Sewaktu muda, Mama saya biasa menerima pekerjaan menjahit baju. Saya dan sepupu jadi asisten ciliknya. Mama suka ngasih kesempatan kepada kami untuk mencoba mengerjakan beberapa bagian pekerjaan, dari mulai mengesom, mengobras, memasang kancing, mengelim, atau menyambungkan bagian lengan, krah, dll. Gara-gara “magang” tak resmi itu, lama-lama saya bisa menjahit walau hanya level dasar, padahal nggak belajar secara sistematis. Dan keterampilan itu sekarang berguna. Setidaknya, ketika baju anak-anak mulai perlu reparasi, saya bisa memperbaiki.
Apa pelajarannya bagi saya?
Selain mencari orang lain sebagai guru untuk menambah skill anak-anak, jangan lupa menurunkan skill bapa-ibunya dulu.
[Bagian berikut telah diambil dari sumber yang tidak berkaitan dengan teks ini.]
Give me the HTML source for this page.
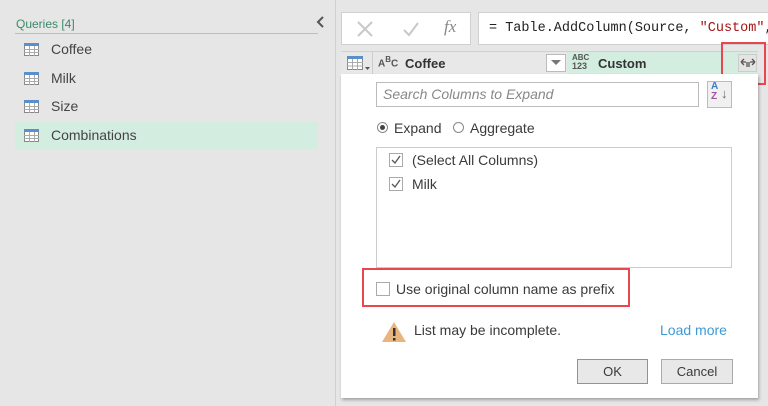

Murah meriah, kan? ^_^
Sekarang hal itu saya coba praktikkan juga kepada anak-anak saya. Misalnya Azkia, ia biasa diminta papanya menginput data. Pekerjaan menjemukan yang bagi dia masih mengasyikkan. Luqman, dia sedang senang membuat logo dan icon-icon untuk toko online atau projek animasi scratch. Saat mentok dalam mengoperasikan inkscape atau GIMP ia biasa memanggil saya untuk ngajarin. Dan saya berusaha untuk tanggap merespon. Meski skill ibunya juga belum terkategori “mastah”, untuk teknik dasar ya lumayan bisa. Apalagi, setelah ikut grup Inkscape Indonesia, banyak ilmu bertambah dari sana. Sekarang dia kadang suka minta kerjaan, “Mama mau dibikinin animasi logo?”.
Demikian pula dalam hal-hal sederhana lainnya, saya kira, tidak ada alasan kita menganggapnya “nothing” sehingga enggan mengajarkannya atau menjadikannya objek magang anak-anak. Mencuci dan melipat baju, memasak, membuat kompos, membuat kue, bercocok tanam, adalah skill yang suatu hari nanti bisa jadi tak kalah bernilai. Tak usah jauh ke depan sana, hari ini pun sudah bisa kita saksikan bukti, betapa banyak jenis pekerjaan komersial baru yang basisnya bukan keahlian level tinggi, melainkan keterampilan rumahan.